*Raw data*.
<<<<
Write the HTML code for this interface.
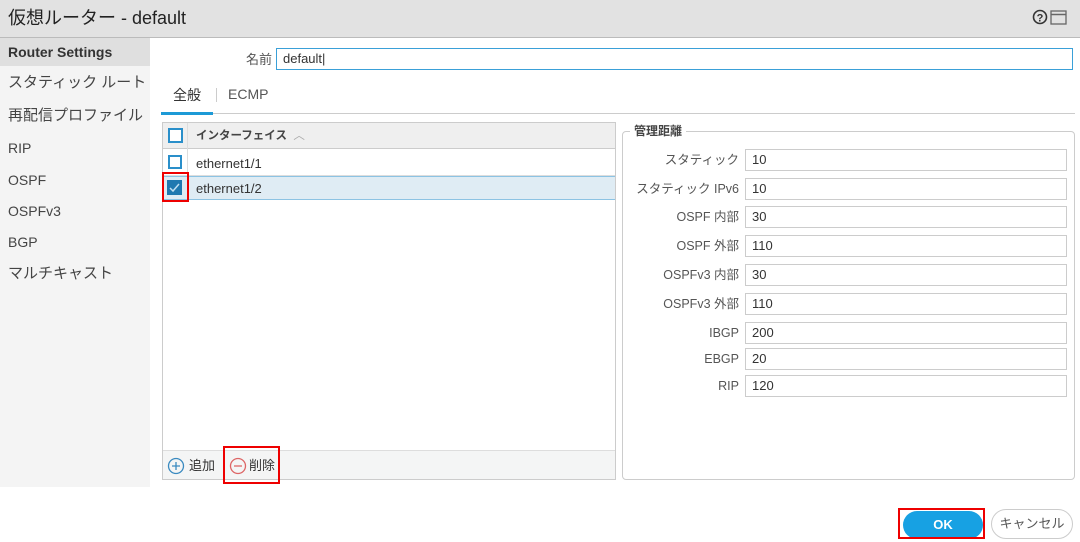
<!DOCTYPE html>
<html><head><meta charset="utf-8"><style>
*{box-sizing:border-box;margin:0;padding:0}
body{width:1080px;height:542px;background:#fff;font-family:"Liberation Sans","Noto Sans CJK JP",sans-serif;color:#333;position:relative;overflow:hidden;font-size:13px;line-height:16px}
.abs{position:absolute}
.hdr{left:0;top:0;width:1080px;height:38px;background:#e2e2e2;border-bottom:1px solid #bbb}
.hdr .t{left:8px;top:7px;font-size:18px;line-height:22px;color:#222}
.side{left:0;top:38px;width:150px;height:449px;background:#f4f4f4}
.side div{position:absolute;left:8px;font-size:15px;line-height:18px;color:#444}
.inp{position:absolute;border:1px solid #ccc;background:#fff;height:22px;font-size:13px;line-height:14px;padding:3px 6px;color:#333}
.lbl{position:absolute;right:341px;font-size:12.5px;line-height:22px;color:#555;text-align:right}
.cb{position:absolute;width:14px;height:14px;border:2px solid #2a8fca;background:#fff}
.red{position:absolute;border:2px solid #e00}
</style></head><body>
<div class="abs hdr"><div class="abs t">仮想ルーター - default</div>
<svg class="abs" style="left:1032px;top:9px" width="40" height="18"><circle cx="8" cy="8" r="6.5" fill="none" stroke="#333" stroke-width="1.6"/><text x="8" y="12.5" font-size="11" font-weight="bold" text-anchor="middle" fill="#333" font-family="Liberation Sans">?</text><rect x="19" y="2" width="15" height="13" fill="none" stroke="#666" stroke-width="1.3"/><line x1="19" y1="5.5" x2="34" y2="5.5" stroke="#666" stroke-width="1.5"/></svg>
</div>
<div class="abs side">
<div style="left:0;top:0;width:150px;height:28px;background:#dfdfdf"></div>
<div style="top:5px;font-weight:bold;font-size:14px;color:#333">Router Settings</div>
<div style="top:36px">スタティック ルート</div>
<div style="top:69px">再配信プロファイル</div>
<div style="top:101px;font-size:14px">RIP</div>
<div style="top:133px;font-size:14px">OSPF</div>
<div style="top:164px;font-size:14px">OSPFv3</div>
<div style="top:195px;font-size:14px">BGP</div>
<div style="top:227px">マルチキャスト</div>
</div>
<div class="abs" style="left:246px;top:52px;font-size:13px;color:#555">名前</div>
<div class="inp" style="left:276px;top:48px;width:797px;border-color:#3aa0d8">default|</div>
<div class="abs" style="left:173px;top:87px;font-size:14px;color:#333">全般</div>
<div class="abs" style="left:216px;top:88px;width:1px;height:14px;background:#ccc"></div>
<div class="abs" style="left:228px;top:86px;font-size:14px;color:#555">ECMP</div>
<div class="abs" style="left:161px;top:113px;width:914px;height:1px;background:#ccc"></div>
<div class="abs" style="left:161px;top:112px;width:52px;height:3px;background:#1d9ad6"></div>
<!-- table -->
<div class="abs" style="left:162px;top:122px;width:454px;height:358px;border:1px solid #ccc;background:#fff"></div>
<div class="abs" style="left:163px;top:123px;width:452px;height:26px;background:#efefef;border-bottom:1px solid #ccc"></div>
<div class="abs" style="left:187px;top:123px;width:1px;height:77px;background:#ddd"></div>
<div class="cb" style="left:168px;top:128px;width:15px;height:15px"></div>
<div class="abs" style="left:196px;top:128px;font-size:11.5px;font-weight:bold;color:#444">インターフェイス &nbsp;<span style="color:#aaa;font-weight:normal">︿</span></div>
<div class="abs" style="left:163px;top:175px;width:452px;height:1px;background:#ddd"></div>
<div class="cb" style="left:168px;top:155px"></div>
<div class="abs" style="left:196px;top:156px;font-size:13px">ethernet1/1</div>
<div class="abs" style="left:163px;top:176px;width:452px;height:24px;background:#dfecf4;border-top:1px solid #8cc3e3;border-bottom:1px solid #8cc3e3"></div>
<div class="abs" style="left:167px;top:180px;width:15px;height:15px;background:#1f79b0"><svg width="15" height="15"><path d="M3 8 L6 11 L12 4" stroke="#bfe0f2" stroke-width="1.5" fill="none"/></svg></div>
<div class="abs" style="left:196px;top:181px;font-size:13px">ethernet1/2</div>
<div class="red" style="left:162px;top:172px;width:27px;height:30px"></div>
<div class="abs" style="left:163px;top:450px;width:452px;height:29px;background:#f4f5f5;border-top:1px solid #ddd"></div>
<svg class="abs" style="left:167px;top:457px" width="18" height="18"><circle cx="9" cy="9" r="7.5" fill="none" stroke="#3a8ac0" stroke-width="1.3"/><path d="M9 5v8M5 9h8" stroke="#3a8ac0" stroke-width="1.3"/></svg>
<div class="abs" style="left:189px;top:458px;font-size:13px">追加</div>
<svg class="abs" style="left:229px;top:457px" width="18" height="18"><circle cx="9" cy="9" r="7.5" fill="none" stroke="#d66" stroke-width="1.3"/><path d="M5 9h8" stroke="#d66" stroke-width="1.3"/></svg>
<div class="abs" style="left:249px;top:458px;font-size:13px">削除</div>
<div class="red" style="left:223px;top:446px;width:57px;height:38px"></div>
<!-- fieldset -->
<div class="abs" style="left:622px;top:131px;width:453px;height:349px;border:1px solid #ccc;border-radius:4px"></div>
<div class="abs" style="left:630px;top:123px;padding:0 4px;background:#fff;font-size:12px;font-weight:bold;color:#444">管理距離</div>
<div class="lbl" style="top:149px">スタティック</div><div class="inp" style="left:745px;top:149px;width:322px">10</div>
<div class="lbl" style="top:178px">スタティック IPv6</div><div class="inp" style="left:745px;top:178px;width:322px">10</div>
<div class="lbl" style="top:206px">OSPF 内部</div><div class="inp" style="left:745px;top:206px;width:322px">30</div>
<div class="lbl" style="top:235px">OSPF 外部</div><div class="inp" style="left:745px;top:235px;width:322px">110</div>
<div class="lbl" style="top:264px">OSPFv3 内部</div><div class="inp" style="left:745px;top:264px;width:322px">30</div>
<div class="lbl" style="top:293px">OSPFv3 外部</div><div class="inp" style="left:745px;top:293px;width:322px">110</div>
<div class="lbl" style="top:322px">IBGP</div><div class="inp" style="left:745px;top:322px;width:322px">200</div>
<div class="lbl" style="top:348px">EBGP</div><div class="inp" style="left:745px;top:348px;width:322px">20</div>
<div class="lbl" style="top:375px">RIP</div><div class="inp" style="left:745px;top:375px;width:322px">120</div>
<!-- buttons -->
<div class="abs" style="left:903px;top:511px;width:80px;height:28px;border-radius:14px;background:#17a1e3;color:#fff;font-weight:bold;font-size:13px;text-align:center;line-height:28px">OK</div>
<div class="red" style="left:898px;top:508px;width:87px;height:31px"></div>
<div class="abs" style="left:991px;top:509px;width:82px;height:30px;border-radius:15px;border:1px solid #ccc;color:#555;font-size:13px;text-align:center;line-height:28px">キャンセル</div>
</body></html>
>>>>
*Goal*.
Transcribe the whole listing exactly. Pictures stay out of your copy.

*Result for this exercise*.
Write the HTML code for this interface.
<!DOCTYPE html>
<html><head><meta charset="utf-8"><style>
*{box-sizing:border-box;margin:0;padding:0}
body{width:1080px;height:542px;background:#fff;font-family:"Liberation Sans","Noto Sans CJK JP",sans-serif;color:#333;position:relative;overflow:hidden;font-size:13px;line-height:16px}
.abs{position:absolute}
.hdr{left:0;top:0;width:1080px;height:38px;background:#e2e2e2;border-bottom:1px solid #bbb}
.hdr .t{left:8px;top:7px;font-size:18px;line-height:22px;color:#222}
.side{left:0;top:38px;width:150px;height:449px;background:#f4f4f4}
.side div{position:absolute;left:8px;font-size:15px;line-height:18px;color:#444}
.inp{position:absolute;border:1px solid #ccc;background:#fff;height:22px;font-size:13px;line-height:14px;padding:3px 6px;color:#333}
.lbl{position:absolute;right:341px;font-size:12.5px;line-height:22px;color:#555;text-align:right}
.cb{position:absolute;width:14px;height:14px;border:2px solid #2a8fca;background:#fff}
.red{position:absolute;border:2px solid #e00}
</style></head><body>
<div class="abs hdr"><div class="abs t">仮想ルーター - default</div>
<svg class="abs" style="left:1032px;top:9px" width="40" height="18"><circle cx="8" cy="8" r="6.5" fill="none" stroke="#333" stroke-width="1.6"/><text x="8" y="12.5" font-size="11" font-weight="bold" text-anchor="middle" fill="#333" font-family="Liberation Sans">?</text><rect x="19" y="2" width="15" height="13" fill="none" stroke="#666" stroke-width="1.3"/><line x1="19" y1="5.5" x2="34" y2="5.5" stroke="#666" stroke-width="1.5"/></svg>
</div>
<div class="abs side">
<div style="left:0;top:0;width:150px;height:28px;background:#dfdfdf"></div>
<div style="top:5px;font-weight:bold;font-size:14px;color:#333">Router Settings</div>
<div style="top:36px">スタティック ルート</div>
<div style="top:69px">再配信プロファイル</div>
<div style="top:101px;font-size:14px">RIP</div>
<div style="top:133px;font-size:14px">OSPF</div>
<div style="top:164px;font-size:14px">OSPFv3</div>
<div style="top:195px;font-size:14px">BGP</div>
<div style="top:227px">マルチキャスト</div>
</div>
<div class="abs" style="left:246px;top:52px;font-size:13px;color:#555">名前</div>
<div class="inp" style="left:276px;top:48px;width:797px;border-color:#3aa0d8">default|</div>
<div class="abs" style="left:173px;top:87px;font-size:14px;color:#333">全般</div>
<div class="abs" style="left:216px;top:88px;width:1px;height:14px;background:#ccc"></div>
<div class="abs" style="left:228px;top:86px;font-size:14px;color:#555">ECMP</div>
<div class="abs" style="left:161px;top:113px;width:914px;height:1px;background:#ccc"></div>
<div class="abs" style="left:161px;top:112px;width:52px;height:3px;background:#1d9ad6"></div>
<!-- table -->
<div class="abs" style="left:162px;top:122px;width:454px;height:358px;border:1px solid #ccc;background:#fff"></div>
<div class="abs" style="left:163px;top:123px;width:452px;height:26px;background:#efefef;border-bottom:1px solid #ccc"></div>
<div class="abs" style="left:187px;top:123px;width:1px;height:77px;background:#ddd"></div>
<div class="cb" style="left:168px;top:128px;width:15px;height:15px"></div>
<div class="abs" style="left:196px;top:128px;font-size:11.5px;font-weight:bold;color:#444">インターフェイス &nbsp;<span style="color:#aaa;font-weight:normal">︿</span></div>
<div class="abs" style="left:163px;top:175px;width:452px;height:1px;background:#ddd"></div>
<div class="cb" style="left:168px;top:155px"></div>
<div class="abs" style="left:196px;top:156px;font-size:13px">ethernet1/1</div>
<div class="abs" style="left:163px;top:176px;width:452px;height:24px;background:#dfecf4;border-top:1px solid #8cc3e3;border-bottom:1px solid #8cc3e3"></div>
<div class="abs" style="left:167px;top:180px;width:15px;height:15px;background:#1f79b0"><svg width="15" height="15"><path d="M3 8 L6 11 L12 4" stroke="#bfe0f2" stroke-width="1.5" fill="none"/></svg></div>
<div class="abs" style="left:196px;top:181px;font-size:13px">ethernet1/2</div>
<div class="red" style="left:162px;top:172px;width:27px;height:30px"></div>
<div class="abs" style="left:163px;top:450px;width:452px;height:29px;background:#f4f5f5;border-top:1px solid #ddd"></div>
<svg class="abs" style="left:167px;top:457px" width="18" height="18"><circle cx="9" cy="9" r="7.5" fill="none" stroke="#3a8ac0" stroke-width="1.3"/><path d="M9 5v8M5 9h8" stroke="#3a8ac0" stroke-width="1.3"/></svg>
<div class="abs" style="left:189px;top:458px;font-size:13px">追加</div>
<svg class="abs" style="left:229px;top:457px" width="18" height="18"><circle cx="9" cy="9" r="7.5" fill="none" stroke="#d66" stroke-width="1.3"/><path d="M5 9h8" stroke="#d66" stroke-width="1.3"/></svg>
<div class="abs" style="left:249px;top:458px;font-size:13px">削除</div>
<div class="red" style="left:223px;top:446px;width:57px;height:38px"></div>
<!-- fieldset -->
<div class="abs" style="left:622px;top:131px;width:453px;height:349px;border:1px solid #ccc;border-radius:4px"></div>
<div class="abs" style="left:630px;top:123px;padding:0 4px;background:#fff;font-size:12px;font-weight:bold;color:#444">管理距離</div>
<div class="lbl" style="top:149px">スタティック</div><div class="inp" style="left:745px;top:149px;width:322px">10</div>
<div class="lbl" style="top:178px">スタティック IPv6</div><div class="inp" style="left:745px;top:178px;width:322px">10</div>
<div class="lbl" style="top:206px">OSPF 内部</div><div class="inp" style="left:745px;top:206px;width:322px">30</div>
<div class="lbl" style="top:235px">OSPF 外部</div><div class="inp" style="left:745px;top:235px;width:322px">110</div>
<div class="lbl" style="top:264px">OSPFv3 内部</div><div class="inp" style="left:745px;top:264px;width:322px">30</div>
<div class="lbl" style="top:293px">OSPFv3 外部</div><div class="inp" style="left:745px;top:293px;width:322px">110</div>
<div class="lbl" style="top:322px">IBGP</div><div class="inp" style="left:745px;top:322px;width:322px">200</div>
<div class="lbl" style="top:348px">EBGP</div><div class="inp" style="left:745px;top:348px;width:322px">20</div>
<div class="lbl" style="top:375px">RIP</div><div class="inp" style="left:745px;top:375px;width:322px">120</div>
<!-- buttons -->
<div class="abs" style="left:903px;top:511px;width:80px;height:28px;border-radius:14px;background:#17a1e3;color:#fff;font-weight:bold;font-size:13px;text-align:center;line-height:28px">OK</div>
<div class="red" style="left:898px;top:508px;width:87px;height:31px"></div>
<div class="abs" style="left:991px;top:509px;width:82px;height:30px;border-radius:15px;border:1px solid #ccc;color:#555;font-size:13px;text-align:center;line-height:28px">キャンセル</div>
</body></html>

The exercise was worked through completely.